Single by Icona Pop

from the EP Emergency
- B-side: "First Time"; "Clap Snap";
- Released: 26 May 2015
- Recorded: 2015
- Genre: Electro swing
- Length: 2:49
- Label: TEN; Big Beat; Atlantic;
- Songwriters: Aino Jawo; Caroline Hjelt; Erik Hassle; Teddy Geiger; Eric Frederic; Tom Peyton; Antonio Puntillo; Luca Citandini; Gianfranco Bortolotti; Diego Leoni;
- Producer: Ricky Reed

Icona Pop singles chronology
| "Never Been in Love" (2014) | "Emergency" (2015) | "Ride" (2015) |

EP cover

= Emergency (Icona Pop song) =

"Emergency" is a song by Swedish synth-pop duo Icona Pop, taken from the EP of the same name. It was released on 26 May 2015 by TEN Music Group and Atlantic. "Emergency" features uncredited vocals from Swedish singer Erik Hassle.
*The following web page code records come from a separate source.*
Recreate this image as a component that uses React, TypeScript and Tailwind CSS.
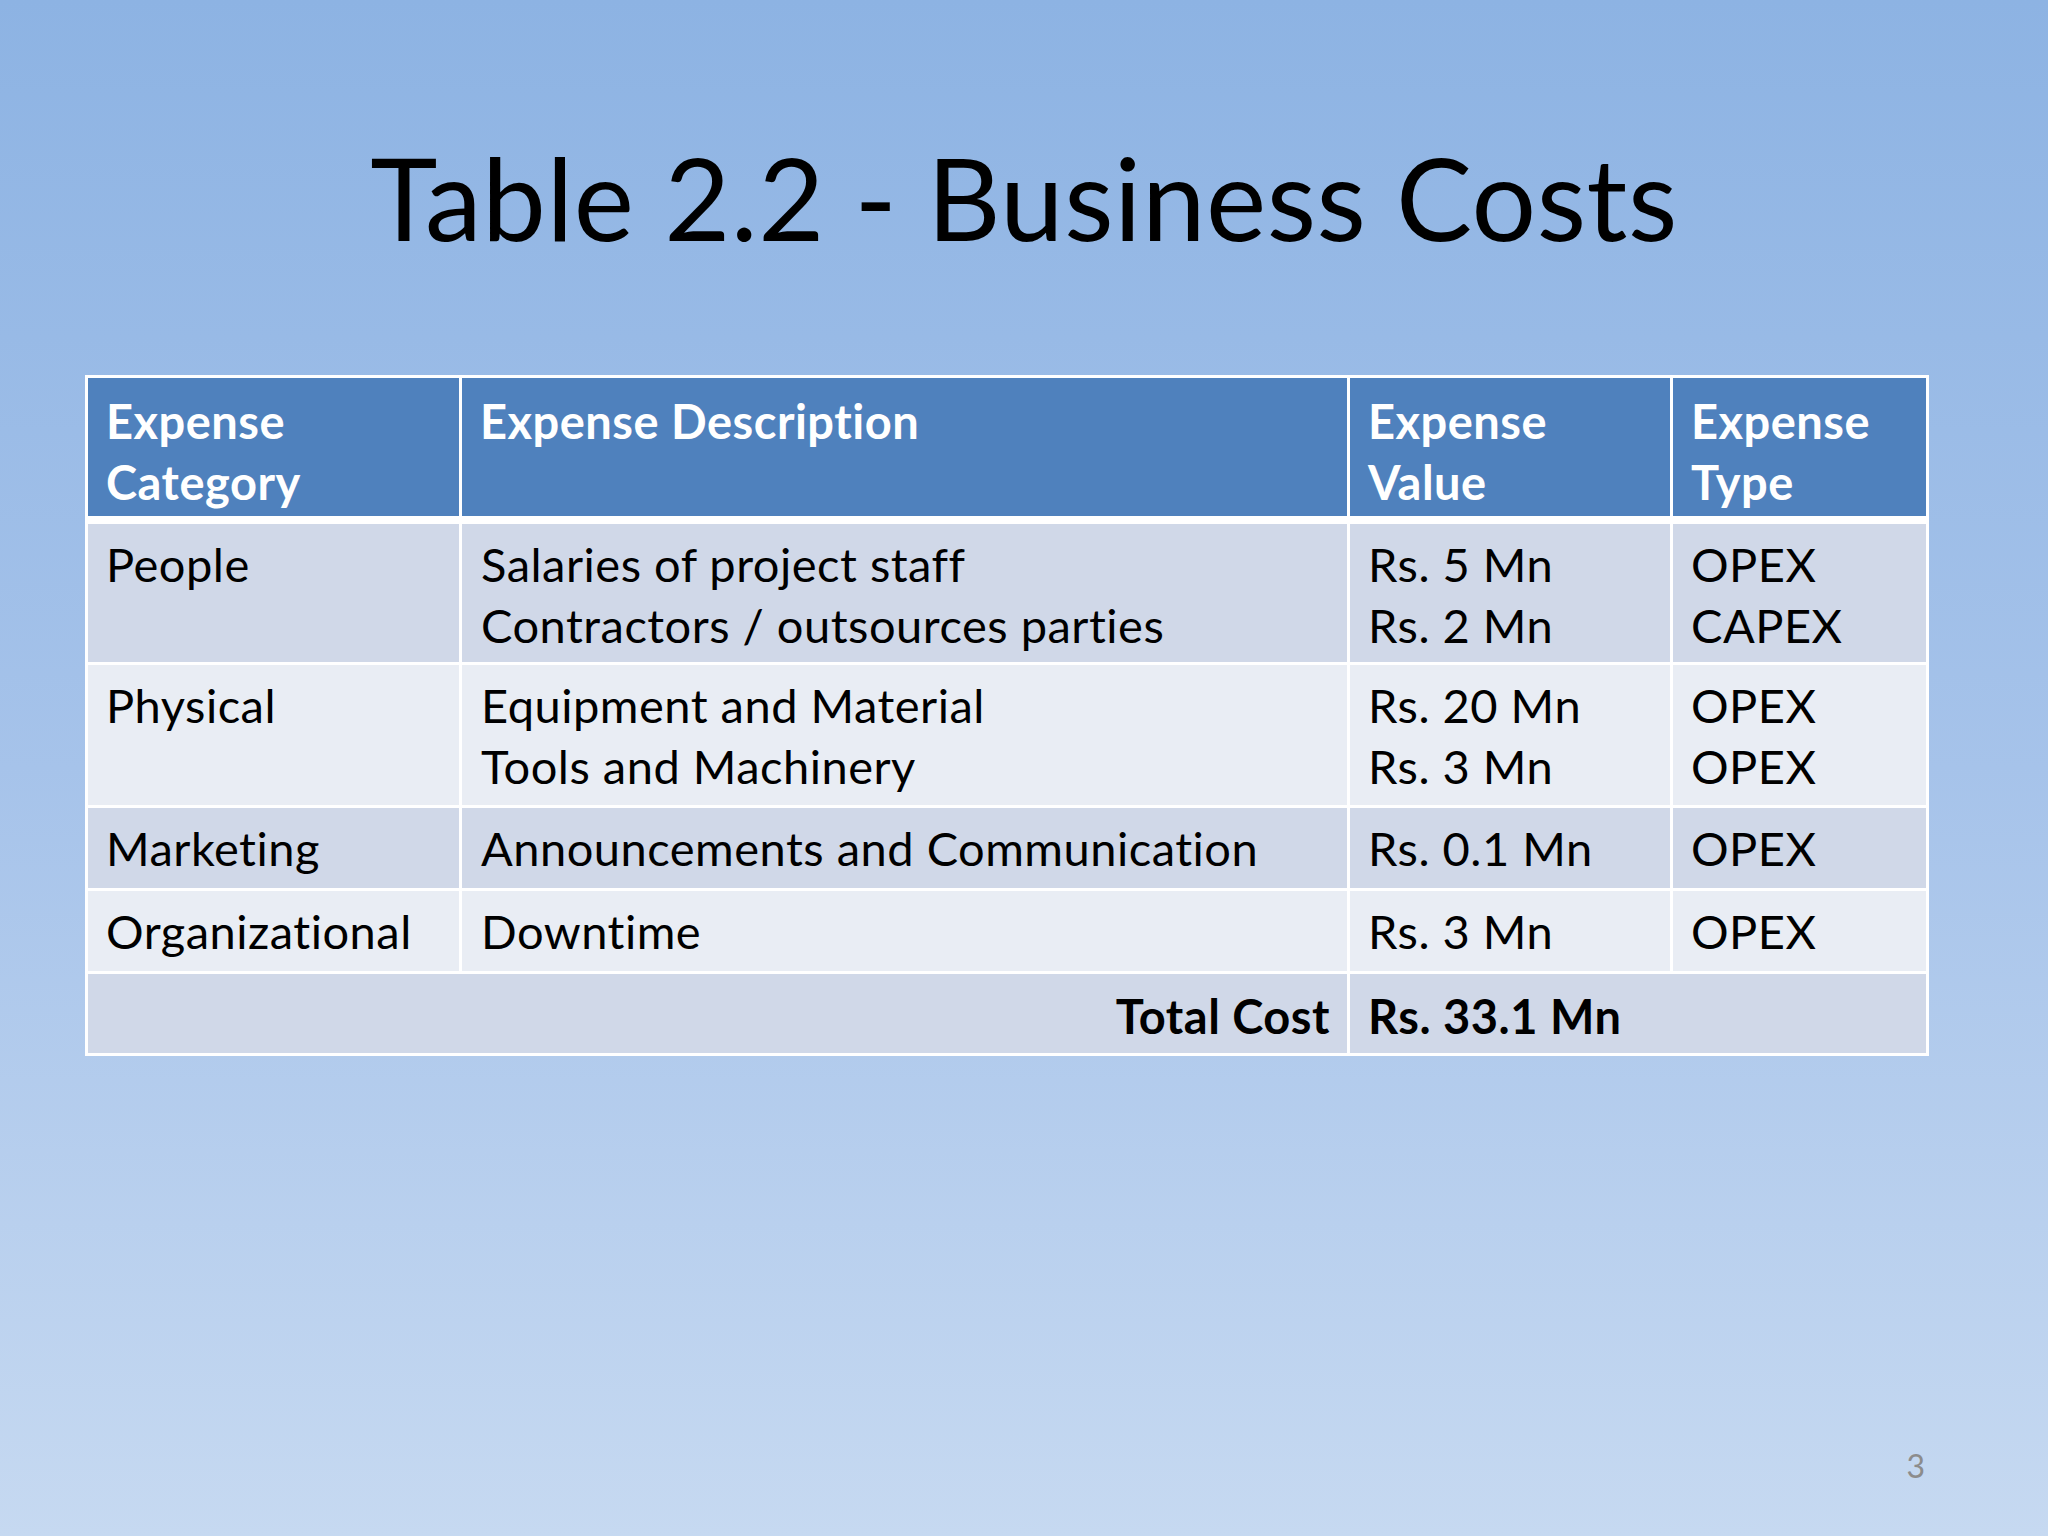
import React from "react";

const bodyRows = [
  {
    cat: "People",
    desc: ["Salaries of project staff", "Contractors / outsources parties"],
    val: ["Rs. 5 Mn", "Rs. 2 Mn"],
    type: ["OPEX", "CAPEX"],
    bg: "bg-[#D0D8E8]",
    h: "h-[138px]",
  },
  {
    cat: "Physical",
    desc: ["Equipment and Material", "Tools and Machinery"],
    val: ["Rs. 20 Mn", "Rs. 3 Mn"],
    type: ["OPEX", "OPEX"],
    bg: "bg-[#E9EDF4]",
    h: "h-[140px]",
  },
  {
    cat: "Marketing",
    desc: ["Announcements and Communication"],
    val: ["Rs. 0.1 Mn"],
    type: ["OPEX"],
    bg: "bg-[#D0D8E8]",
    h: "h-[80px]",
  },
  {
    cat: "Organizational",
    desc: ["Downtime"],
    val: ["Rs. 3 Mn"],
    type: ["OPEX"],
    bg: "bg-[#E9EDF4]",
    h: "h-[80px]",
  },
];

function Lines({ lines }: { lines: string[] }) {
  return (
    <>
      {lines.map((l, i) => (
        <div key={i}>{l}</div>
      ))}
    </>
  );
}

export default function App() {
  return (
    <div className="w-[2048px] h-[1536px] flex flex-col bg-[linear-gradient(to_bottom,#8DB3E3_0%,#A6C3EA_50%,#C6D9F1_100%)] font-['Lato','Open_Sans',sans-serif] text-black [font-variant-ligatures:none]">
      <h1 className="pt-[140px] text-center text-[114px] leading-none font-normal tracking-[0.5px]">
        Table 2.2 - Business Costs
      </h1>

      <div className="mt-[121px] ml-[85px] w-[1844px] bg-white p-[3px] grid grid-cols-[371px_885px_320px_253px] gap-[3px] text-[47px] leading-[61px] tracking-[0.5px]">
        {/* header */}
        {[
          ["Expense", "Category"],
          ["Expense Description"],
          ["Expense", "Value"],
          ["Expense", "Type"],
        ].map((h, i) => (
          <div
            key={i}
            className="h-[138px] mb-[5px] bg-[#4F81BD] text-white font-bold pl-[18px] pr-[17px] pt-[13px]"
          >
            <Lines lines={h} />
          </div>
        ))}

        {bodyRows.map((r, ri) => (
          <React.Fragment key={ri}>
            <div className={`${r.bg} ${r.h} pl-[18px] pr-[17px] pt-[10px]`}>{r.cat}</div>
            <div className={`${r.bg} ${r.h} pl-[19px] pr-[17px] pt-[10px]`}>
              <Lines lines={r.desc} />
            </div>
            <div className={`${r.bg} ${r.h} pl-[18px] pr-[17px] pt-[10px]`}>
              <Lines lines={r.val} />
            </div>
            <div className={`${r.bg} ${r.h} pl-[18px] pr-[17px] pt-[10px]`}>
              <Lines lines={r.type} />
            </div>
          </React.Fragment>
        ))}

        {/* total row */}
        <div className="col-span-2 bg-[#D0D8E8] h-[79px] px-[17px] pt-[12px] text-right font-bold">
          Total Cost
        </div>
        <div className="col-span-2 bg-[#D0D8E8] h-[79px] pl-[18px] pr-[17px] pt-[12px] font-bold">
          Rs. 33.1 Mn
        </div>
      </div>

      <div className="mt-auto flex justify-end pr-[123px] pb-[54px]">
        <span className="text-[32px] leading-none text-[#8C8C8C]">3</span>
      </div>
    </div>
  );
}
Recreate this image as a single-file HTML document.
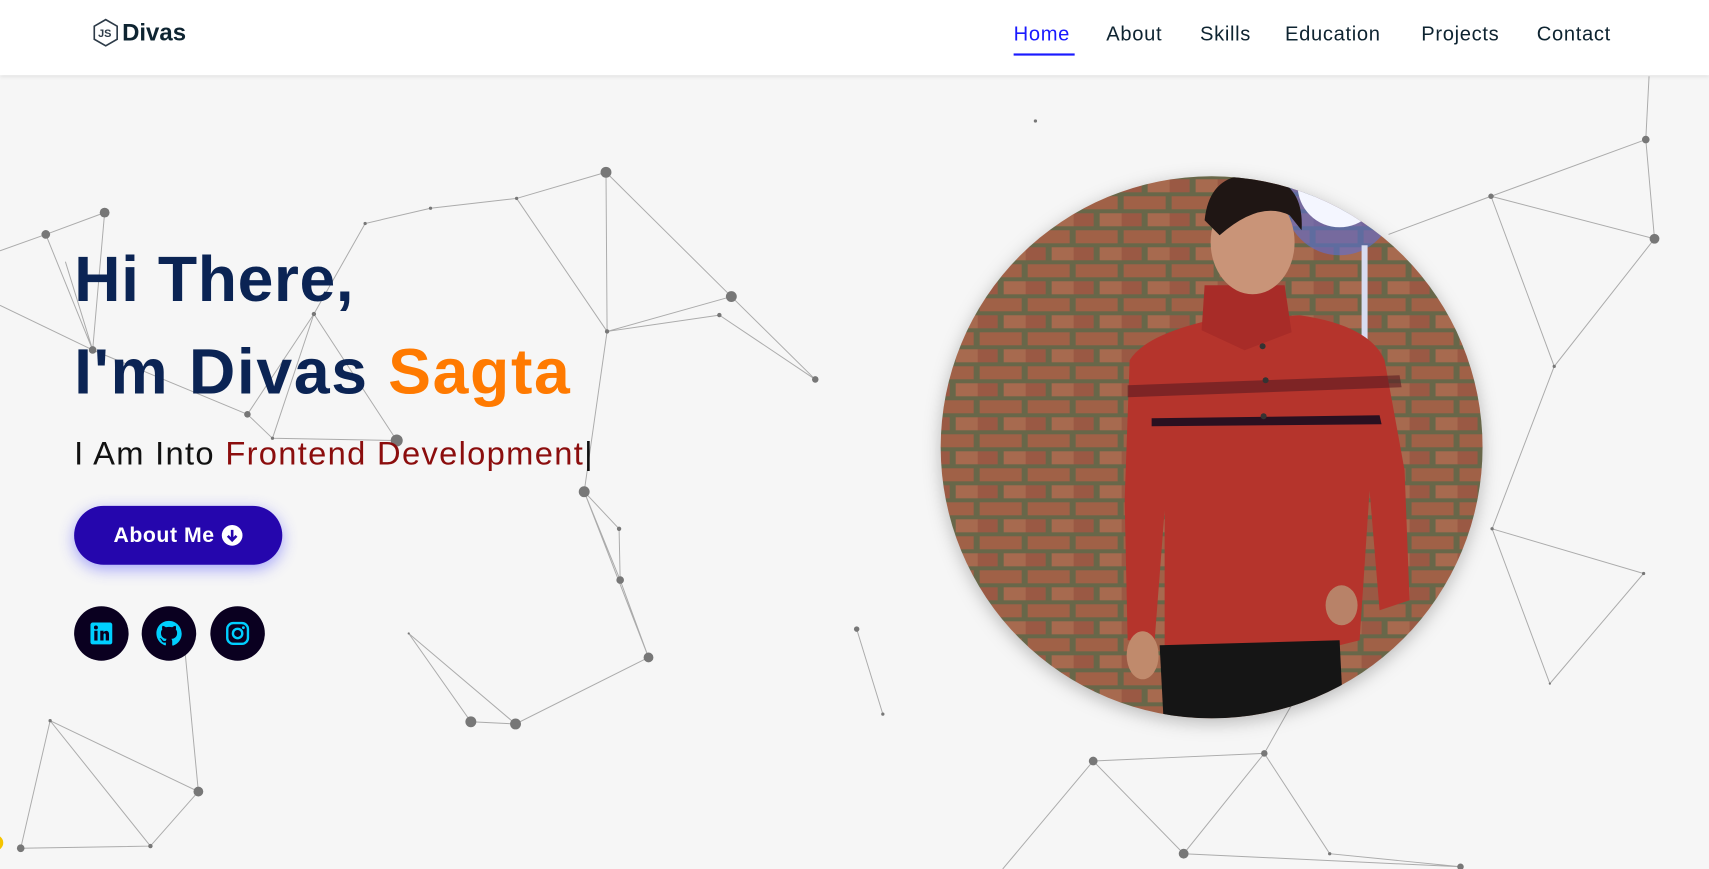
<!DOCTYPE html>
<html><head><meta charset="utf-8">
<style>
*{margin:0;padding:0;box-sizing:border-box}
html,body{width:1709px;height:869px;overflow:hidden;background:#f6f6f6;font-family:"Liberation Sans",sans-serif}
#w{position:absolute;left:0;top:0;width:1568px;height:797px;transform:scale(1.08992,1.0903);transform-origin:0 0;background:#f6f6f6}
nav{position:absolute;left:0;top:0;width:1568px;height:69px;background:#fff;box-shadow:0 1px 4px rgba(0,0,0,.1);z-index:3}
.logo{position:absolute;left:85px;top:17px;display:flex;align-items:center;font-weight:bold;font-size:22px;color:#0e2431}
.logo svg{margin-right:3px}
.menu{position:absolute;top:20px;left:0;font-size:18.5px;color:#0e2431;letter-spacing:.6px}
.menu span{position:absolute;white-space:nowrap}
.menu .act{color:#1a1aff}
.ul{position:absolute;left:930px;top:49px;width:56px;height:2px;background:#1a1aff}
h1{position:absolute;left:68px;font-size:59px;font-weight:bold;color:#0b2454;white-space:nowrap;letter-spacing:.5px}
.sub{position:absolute;left:68px;top:400px;font-size:30px;color:#111;white-space:nowrap;letter-spacing:1.2px}
.sub b{font-weight:normal;color:#8b0d0d}
.btn{position:absolute;left:68px;top:464px;width:191px;height:54px;border-radius:27px;background:#2506ad;box-shadow:0 4px 14px rgba(60,60,255,.45);color:#fff;font-weight:bold;font-size:19.5px;display:flex;align-items:center;justify-content:center;letter-spacing:.5px}
.ic{position:absolute;top:556px;width:50px;height:50px;border-radius:50%;background:#0a0020;display:flex;align-items:center;justify-content:center}
#bg{position:absolute;left:0;top:0}
</style></head><body>
<div id="w">
<svg id="bg" width="1568" height="797" viewBox="0 0 1568 797">
<g stroke="#999" stroke-width=".9" fill="none" opacity=".8">
<path d="M556 158L474 182L395 191L335 205L288 288M96 195L42 215L0 230M42 215L85 321M96 195L85 321M556 158L557 304L671 272M557 304L660 289L748 348M671 272L748 348M474 182L557 304M556 158L671 272M288 288L227 380L250 402L364 404L288 288M250 402L288 288M536 451L568 485L569 532L595 603L536 451M536 451L569 532M557 304L536 451M595 603L473 664L432 662L375 581L473 664M786 577L810 655M46 661L182 726L138 776L19 778L46 661L138 776M182 726L170 600M1003 698L1086 783L1160 691L1220 783L1340 795M1003 698L1160 691M1086 783L1340 795M1160 691L1200 620M1510 128L1518 219L1368 180L1510 128M1368 180L1426 336L1518 219M1426 336L1369 485L1508 526L1422 627L1369 485M1510 128L1513 70M1274 215L1368 180M1003 698L920 797M0 280L85 321L60 240M85 321L227 380"/>
</g>
<g fill="#777">
<circle cx="556" cy="158" r="5"/><circle cx="474" cy="182" r="1.5"/><circle cx="395" cy="191" r="1.5"/><circle cx="335" cy="205" r="1.5"/><circle cx="96" cy="195" r="4.5"/><circle cx="42" cy="215" r="4"/><circle cx="85" cy="321" r="3.5"/><circle cx="288" cy="288" r="2"/><circle cx="227" cy="380" r="3"/><circle cx="250" cy="402" r="1.5"/><circle cx="364" cy="404" r="5.5"/><circle cx="671" cy="272" r="5"/><circle cx="660" cy="289" r="2"/><circle cx="557" cy="304" r="2"/><circle cx="748" cy="348" r="3"/><circle cx="536" cy="451" r="5"/><circle cx="568" cy="485" r="2"/><circle cx="569" cy="532" r="3.5"/><circle cx="595" cy="603" r="4.5"/><circle cx="432" cy="662" r="5"/><circle cx="473" cy="664" r="5"/><circle cx="375" cy="581" r="1"/><circle cx="786" cy="577" r="2.5"/><circle cx="810" cy="655" r="1.5"/><circle cx="46" cy="661" r="1.5"/><circle cx="182" cy="726" r="4.5"/><circle cx="138" cy="776" r="2"/><circle cx="19" cy="778" r="3.5"/><circle cx="1003" cy="698" r="4"/><circle cx="1160" cy="691" r="3"/><circle cx="1086" cy="783" r="4.5"/><circle cx="1220" cy="783" r="1.5"/><circle cx="950" cy="111" r="1.5"/><circle cx="1510" cy="128" r="3.5"/><circle cx="1518" cy="219" r="4.5"/><circle cx="1368" cy="180" r="2.5"/><circle cx="1426" cy="336" r="1.5"/><circle cx="1369" cy="485" r="1.5"/><circle cx="1508" cy="526" r="1.5"/><circle cx="1422" cy="627" r="1"/><circle cx="1340" cy="795" r="3"/>
</g>
<circle cx="-4" cy="773" r="7" fill="#f5c400"/>
</svg>

<nav>
<div class="logo"><svg width="24" height="26" viewBox="0 0 24 26"><path d="M12 1L22.5 7V19L12 25L1.5 19V7Z" fill="none" stroke="#2d3b48" stroke-width="1.5"/><text x="5" y="17" font-size="10" font-family="Liberation Sans" fill="#2d3b48">JS</text></svg>Divas</div>
<div class="menu">
<span class="act" style="left:930px">Home</span>
<span style="left:1015px">About</span>
<span style="left:1101px">Skills</span>
<span style="left:1179px">Education</span>
<span style="left:1304px">Projects</span>
<span style="left:1410px">Contact</span>
</div>
<div class="ul"></div>
</nav>

<h1 style="top:222px">Hi There,</h1>
<h1 style="top:307px;letter-spacing:1.5px">I'm Divas <span style="color:#ff7a00">Sagta</span></h1>
<div class="sub">I Am Into <b>Frontend Development</b>|</div>
<div class="btn">About Me&nbsp;<svg width="20" height="20" viewBox="0 0 20 20"><circle cx="10" cy="10" r="9.5" fill="#fff"/><path d="M10 5V14M6 10.5L10 14.5L14 10.5" stroke="#2506ad" stroke-width="2.4" fill="none"/></svg></div>

<div class="ic" style="left:68px"><svg width="22" height="22" viewBox="0 0 22 22"><rect x="1" y="1" width="20" height="20" rx="2" fill="#00cfff"/><rect x="4.5" y="8.5" width="3" height="9" fill="#0a0020"/><circle cx="6" cy="5.5" r="1.8" fill="#0a0020"/><path d="M10 8.5H13V10C14 8 18 7.8 18 11.5V17.5H15V12.2C15 10.5 13 10.5 13 12.2V17.5H10Z" fill="#0a0020"/></svg></div>
<div class="ic" style="left:130px"><svg width="24" height="24" viewBox="0 0 24 24"><path fill="#00cfff" d="M12 .5C5.6.5.5 5.6.5 12c0 5.1 3.3 9.4 7.9 10.9.6.1.8-.3.8-.6v-2c-3.2.7-3.9-1.5-3.9-1.5-.5-1.3-1.3-1.7-1.3-1.7-1-.7.1-.7.1-.7 1.2.1 1.8 1.2 1.8 1.2 1 1.8 2.7 1.3 3.4 1 .1-.8.4-1.3.7-1.6-2.6-.3-5.3-1.3-5.3-5.7 0-1.3.5-2.3 1.2-3.1-.1-.3-.5-1.5.1-3.1 0 0 1-.3 3.2 1.2a11 11 0 0 1 5.8 0c2.2-1.5 3.2-1.2 3.2-1.2.6 1.6.2 2.8.1 3.1.7.8 1.2 1.9 1.2 3.1 0 4.4-2.7 5.4-5.3 5.7.4.4.8 1.1.8 2.2v3.3c0 .3.2.7.8.6 4.6-1.5 7.9-5.8 7.9-10.9C23.5 5.6 18.4.5 12 .5z"/></svg></div>
<div class="ic" style="left:193px"><svg width="22" height="22" viewBox="0 0 22 22"><rect x="1.5" y="1.5" width="19" height="19" rx="5.5" fill="none" stroke="#00cfff" stroke-width="2.2"/><circle cx="11" cy="11" r="4.3" fill="none" stroke="#00cfff" stroke-width="2.2"/><circle cx="16.3" cy="5.7" r="1.3" fill="#00cfff"/></svg></div>

<svg style="position:absolute;left:853px;top:147px;filter:drop-shadow(0 4px 8px rgba(0,0,0,.25))" width="532" height="532" viewBox="0 0 580 580">
<defs>
<clipPath id="c"><circle cx="282" cy="287" r="271"/></clipPath>
<pattern id="br" width="48" height="34" patternUnits="userSpaceOnUse">
<rect width="48" height="34" fill="#6e6a4e"/>
<rect x="2" y="2" width="42" height="13" fill="#b0634c"/>
<rect x="-22" y="19" width="42" height="13" fill="#a85a48"/>
<rect x="26" y="19" width="42" height="13" fill="#b86e55"/>
</pattern>
</defs>
<g clip-path="url(#c)">
<rect width="580" height="580" fill="url(#br)"/>
<rect width="580" height="580" fill="#4a5a30" opacity=".15"/>
<circle cx="410" cy="40" r="55" fill="#5a70d8" opacity=".6"/>
<circle cx="410" cy="25" r="42" fill="#f4f6ff"/>
<rect x="432" y="85" width="6" height="95" fill="#d8dcf0"/>
<path d="M200 200Q215 175 280 160L370 155Q440 165 455 200L475 310L480 440L450 450L440 330L430 480L410 485L235 490L235 350L225 480L198 480L195 340Z" fill="#b5342c"/>
<path d="M198 225L470 215L472 227L198 237Z" fill="#5a1a22" opacity=".6"/>
<path d="M222 258L450 255L452 264L222 266Z" fill="#2a1020"/>
<path d="M275 125L355 125L362 172L315 190L272 170Z" fill="#a82c28"/>
<ellipse cx="323" cy="82" rx="42" ry="52" fill="#c99478"/>
<path d="M275 60Q280 10 330 15Q375 20 372 70L360 55Q330 40 290 75Z" fill="#1f1614"/>
<path d="M230 485L410 480L415 580L235 580Z" fill="#151515"/>
<ellipse cx="213" cy="495" rx="16" ry="24" fill="#c08a6c"/>
<ellipse cx="412" cy="445" rx="16" ry="20" fill="#b88268"/>
<circle cx="333" cy="186" r="3" fill="#333"/><circle cx="336" cy="220" r="3" fill="#333"/><circle cx="334" cy="256" r="3" fill="#333"/>
</g>
</svg>
</div>
</body></html>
The music video directed by B. Åkerlund, Jonas Åkerlund's wife, in collaboration with design duo KTZ was premiered on 17 June.

==Track listing==

Digital download
| No. | Title | Length |
|---|---|---|
| 1. | "Emergency" | 2:49 |

Digital download (EP)
| No. | Title | Writer(s) | Producer(s) | Length |
|---|---|---|---|---|
| 1. | "Emergency" | Aino Jawo; Caroline Hjelt; Eric Frederic; Erik Hassle; John Theodore Geiger II; Tom Peyton; Antonio Puntillo; Luca Citandini; Gianfranco Bortolotti; Diego Leoni; | Ricky Reed | 2:49 |
| 2. | "First Time" | Jawo; Hjelt; Frederic; Geiger II; Jacob Kasher Hindlin; Gamal Lewis; Bjorn Olovsson; | Ricky Reed | 3:11 |
| 3. | "Clap Snap" | Jawo; Hjelt; Frederic; Geiger II; Lincoln Chase; | Ricky Reed | 2:44 |

Digital download (Remixes)
| No. | Title | Length |
|---|---|---|
| 1. | "Emergency" (Sam Feldt Remix) | 4:16 |
| 2. | "Emergency" (Ghassemi Remix) | 4:30 |
| 3. | "Emergency" (Tommie Sunshine and Kandy Remix) | 3:34 |
| 4. | "Emergency" (Party Thieves Remix) | 3:39 |
| 5. | "Emergency" (Digital Farm Animals Remix) | 5:04 |
| 6. | "Emergency" (Club Killers Remix) | 3:56 |

==Credits and personnel==
- Lead vocals – Icona Pop
- Vocals – Erik Hassle
- Additional vocals – Teddy Geiger
- Lyrics – Aino Jawo, Antonio Puntillo, Caroline Hjelt, Diego Leoni, Eric Frederic, Erik Hassle, Gianfranco Bortolotti, Luca Citandini, Teddy Geiger, Tom Peyton
- Producer, programmer, piano – Ricky Reed
- Recorded by – Elysian Park
- Engineer – Ethan Shumaker
- Mixer – Manny Marroquin
- Assistant mix engineer – Chris Galland, Ike Schultz
- Masterer – Chris Gehringer
- Label: TEN Music Group – Big Beat – Atlantic Records

==Charts==

===Weekly charts===

Weekly chart performance for "Emergency"
| Chart (2015) | Peak position |
|---|---|
| Canada Hot 100 (Billboard) | 99 |
| Hungary (Editors' Choice Top 40) | 11 |
| Sweden (Sverigetopplistan) | 19 |
| US Dance Club Songs (Billboard) | 1 |

===Year-end charts===

Year-end chart performance for "Emergency"
| Chart (2015) | Position |
|---|---|
| Sweden (Sverigetopplistan) | 86 |
| US Dance Club Songs (Billboard) | 22 |

==Certifications==

Certifications for "Emergency"
| Region | Certification | Certified units/sales |
| Sweden (GLF) | 2× Platinum | 80,000^{‡} |
^{‡} Sales+streaming figures based on certification alone.